For this, Jane Miller and Stephanie Pearce deserve the community’s deepest thanks. They are risking a lot, and they are doing it for everyone else’s honor and integrity.

5 comments:

Anonymous said...

These two women are very brave. Jane Miller especially. It is an open secret that Rich Guillen, who has been rejected when he has applied to other cities for a city manager's job was hired because he would be completly subservient to Sue McCloud. His incompetancy has never been a problem for her and he is paid far more than other city managers most of whom have far greater responsibilities and are much more competent. McCloud will fully back him no matter what he does because she would have difficulty finding another candidate for the job who would allow her to micromanage the city so badly and make the decisions herself that Guillen is being over paid to make.
Hurrah for Miller and Pearce for bringing to the attention of the public what city government watchers have long been aware of.

Anonymous said...

Wow, city government watchers have been long aware of the flagrant and outrageous behavior of the city manager and council and did nothing about it. Chilling.

Anonymous said...

Excellent commentary. I get it!!!

Carmel Resident said...

Columnist Peggy Noonan writes in the WSJ Saturday about the Catholic Church.

“In a way, the Vatican lives outside time and space. The verities it speaks of and stands for are timeless and transcendent. For those who work there, bishops and cardinals, it can become its own reality. And when those inside fight for what they think is the life of the institution, they feel fully justified in fighting any way they please. They can do this because, as they rationalize it, they are not fighting only for themselves—it's not selfish, their fight—but to protect the greatest institution in the history of the world.”

“But in the past few decades, they not only fought persons—"If you were loyal you'd be silent"—they fought information.”

“What they don't fully understand right now—what they can't fully wrap their heads around—is that the information won.”

“The information came in through the cracks, it came in waves, in newspaper front pages, in books, in news beamed to every satellite dish in Europe and America. The information could not be controlled or stopped. The information was that something very sick was going on in the heart of the church.”

“Once, leaders of the Vatican felt that silence would protect the church. But now anyone who cares about it must come to understand that only speaking, revealing, admitting and changing will save the church.”

She concludes with the thought that if “the victims don't keep the pressure on, the old ways will continue.” And so it is with Carmel-by-the-Sea. Minus most of the local media, information about the McCloud team leaked out to the public. And with these two women speaking out, the information about how sick city hall really is will continue to get to the public. Anyone who cares about Carmel must also come to “understand that only speaking, revealing, admitting and changing” will restore integrity to Carmel government and residents.

Anonymous said...

Stephanie Pearce: “the open scandal that has pervaded city hall and demoralized city staff is not just “negativity” that must be kept confidential pending legal resolution. It is an egregious betrayal of the public trust to allow creation and continuance of a hostile workplace environment, showing profound lack of respect for city workers.”
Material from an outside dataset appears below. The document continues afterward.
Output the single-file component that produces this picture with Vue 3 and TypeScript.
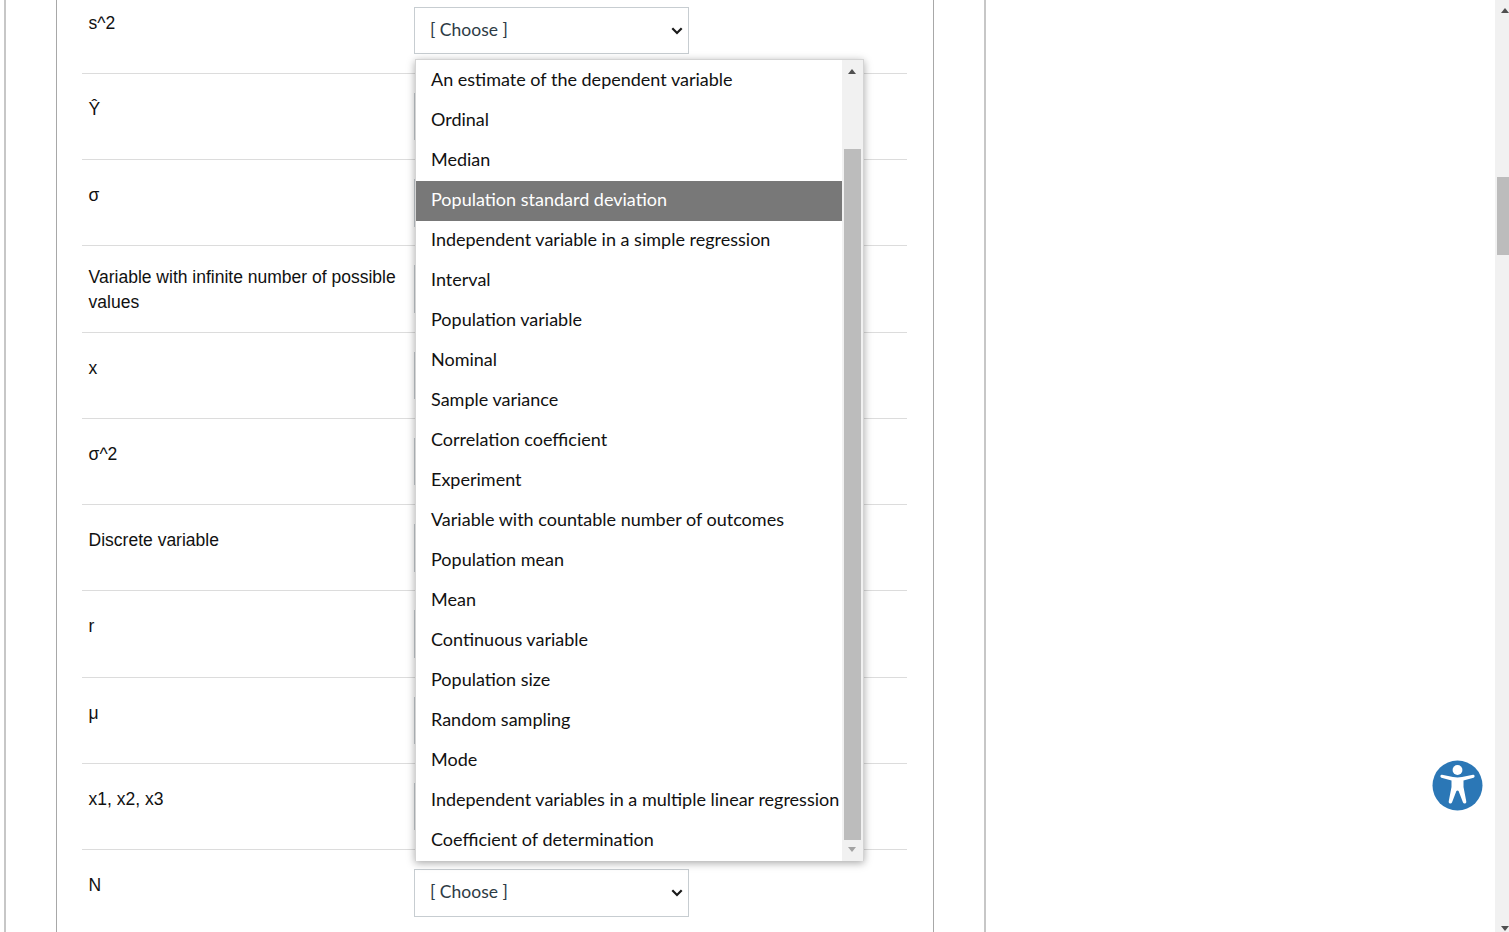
<script setup lang="ts">
const rows = [
  's^2',
  'Ŷ',
  'σ',
  'Variable with infinite number of possible values',
  'x',
  'σ^2',
  'Discrete variable',
  'r',
  'μ',
  'x1, x2, x3',
  'N',
]

const options = [
  'An estimate of the dependent variable',
  'Ordinal',
  'Median',
  'Population standard deviation',
  'Independent variable in a simple regression',
  'Interval',
  'Population variable',
  'Nominal',
  'Sample variance',
  'Correlation coefficient',
  'Experiment',
  'Variable with countable number of outcomes',
  'Population mean',
  'Mean',
  'Continuous variable',
  'Population size',
  'Random sampling',
  'Mode',
  'Independent variables in a multiple linear regression',
  'Coefficient of determination',
]
const activeOption = 'Population standard deviation'
</script>

<template>
  <div class="screen">
    <div class="page">
      <div class="outer">
        <div class="quiz">
          <div class="rows">
            <div v-for="row in rows" :key="row" class="row" :class="{ 'two-line': row.length > 40 }">
              <div class="label">{{ row }}</div>
              <div class="choose-wrap">
                <select class="choose">
                  <option>[ Choose ]</option>
                </select>
                <svg class="chevron" width="12" height="8" viewBox="0 0 12 8">
                  <path d="M1.3 1.3 L6 6 L10.7 1.3" fill="none" stroke="#1a1a1a" stroke-width="2.2" />
                </svg>
              </div>
            </div>
          </div>
        </div>
      </div>

      <!-- open select list -->
      <div class="popup">
        <ul class="popup-list">
          <li v-for="opt in options" :key="opt" :class="{ active: opt === activeOption }">{{ opt }}</li>
        </ul>
        <div class="popup-scroll">
          <span class="arrow-up small"></span>
          <div class="popup-thumb"></div>
          <span class="arrow-down small light"></span>
        </div>
      </div>

      <button class="a11y" aria-label="Accessibility">
        <svg width="51" height="51" viewBox="0 0 51 51">
          <circle cx="25.5" cy="25.5" r="25" fill="#2b77b6" />
          <circle cx="25.5" cy="10" r="4.9" fill="#fff" />
          <path
            d="M10 14.8 L21 17 Q25.5 17.8 30 17 L41 14.8 Q42.4 14.7 42.6 16 Q42.8 17.3 41.6 17.7 L31.5 20.4 L31.5 27 L34.3 41.4 Q34.5 43.2 33 43.5 Q31.6 43.8 31 42.4 L26.6 31 Q25.5 29.8 24.4 31 L20 42.4 Q19.4 43.8 18 43.5 Q16.5 43.2 16.7 41.4 L19.5 27 L19.5 20.4 L9.4 17.7 Q8.2 17.3 8.4 16 Q8.6 14.7 10 14.8 Z"
            fill="#fff"
          />
        </svg>
      </button>
    </div>

    <div class="page-scroll">
      <span class="arrow-up"></span>
      <div class="page-thumb"></div>
      <span class="arrow-down"></span>
    </div>
  </div>
</template>

<style scoped>
.screen {
  display: flex;
  height: 932px;
  overflow: hidden;
  background: #fff;
  font-family: "Liberation Sans", Arial, sans-serif;
  color: #2d3b45;
}

.page {
  position: relative;
  flex: 1;
  overflow: hidden;
  padding-left: 4px;
}

.outer {
  width: 982px;
  height: 932px;
  box-sizing: border-box;
  padding-left: 50px;
  border-left: 2px solid #c7c7c7;
  border-right: 2px solid #c7c7c7;
}

.quiz {
  display: flow-root;
  width: 878px;
  height: 932px;
  box-sizing: border-box;
  padding: 0 26px 0 25px;
  border-left: 1px solid #a8a8a8;
  border-right: 1px solid #a8a8a8;
}

.rows {
  margin-top: -12.3px;
}

.row {
  display: flex;
  align-items: flex-start;
  height: 86.25px;
  box-sizing: border-box;
  padding-top: 19px;
  border-bottom: 1px solid #dcdcdc;
}

.row:last-child {
  border-bottom: none;
}

.label {
  width: 332px;
  box-sizing: border-box;
  padding: 4px 12px 0 6.6px;
  font-size: 17.5px;
  line-height: 25px;
  color: #111;
}

.two-line .label {
  padding-top: 0;
}

.choose-wrap {
  position: relative;
  width: 275px;
  height: 47.5px;
}

.choose {
  display: block;
  width: 100%;
  height: 100%;
  box-sizing: border-box;
  padding: 0 10px 2px 15px;
  border: 1px solid #c7cdd1;
  border-radius: 0;
  background: #fff;
  appearance: none;
  font-family: Lato, sans-serif;
  font-size: 17.5px;
  color: #2d3b45;
}

.chevron {
  position: absolute;
  left: 257px;
  top: 20px;
  pointer-events: none;
}

.popup {
  position: absolute;
  left: 415px;
  top: 59px;
  display: flex;
  width: 449px;
  height: 802px;
  box-sizing: border-box;
  border: 1px solid #d4d4d4;
  border-bottom: none;
  background: #fff;
  box-shadow: 0 2px 8px rgba(0, 0, 0, 0.35);
  overflow: hidden;
}

.popup-list {
  flex: 1;
  margin: 0;
  padding: 1px 0 0;
  list-style: none;
  font-family: Lato, sans-serif;
  font-size: 18px;
  color: #111;
}

.popup-list li {
  height: 40px;
  line-height: 36px;
  padding-left: 15px;
  white-space: nowrap;
}

.popup-list li.active {
  background: #787878;
  color: #fff;
}

.popup-scroll {
  position: relative;
  display: flex;
  flex-direction: column;
  align-items: center;
  width: 21px;
  background: #f1f1f1;
}

.popup-thumb {
  position: absolute;
  top: 89px;
  left: 2px;
  right: 2px;
  height: 691px;
  background: #bcbcbc;
}

.page-scroll {
  position: relative;
  width: 14px;
  background: #f1f1f1;
}

.page-thumb {
  position: absolute;
  top: 177px;
  left: 2px;
  right: 0;
  height: 78px;
  background: #bcbcbc;
}

.arrow-up,
.arrow-down {
  position: absolute;
  left: 6px;
  width: 0;
  height: 0;
  border-left: 4px solid transparent;
  border-right: 4px solid transparent;
}

.arrow-up {
  top: 8px;
  border-bottom: 5px solid #505050;
}

.arrow-down {
  bottom: 1px;
  border-top: 5px solid #505050;
}

.small.arrow-up {
  top: 9px;
  left: 6px;
}

.small.arrow-down {
  bottom: 9px;
  left: 6px;
}

.light.arrow-down {
  border-top-color: #a3a3a3;
}

.a11y {
  position: absolute;
  left: 1432px;
  top: 759.5px;
  width: 51px;
  height: 51px;
  padding: 0;
  border: none;
  background: none;
}
</style>

<style>
html,
body {
  margin: 0;
  overflow: hidden;
}
</style>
Ms. Pearce is right. The mayor's and Carmel Pine Cone's spin for a betrayal of public trust is negative campaigning. They change the focus from there own malfeasance to blaming other people for telling the truth. Sue McCloud and Paul Miller work hand-in-glove to spin, spin, spin, it should make all our heads spin. And the mayor has the gall to tell the public her critics spin and she tells the truth, the whole truth, and nothing but the truth, all the time. Now that should insult the intelligence of every person.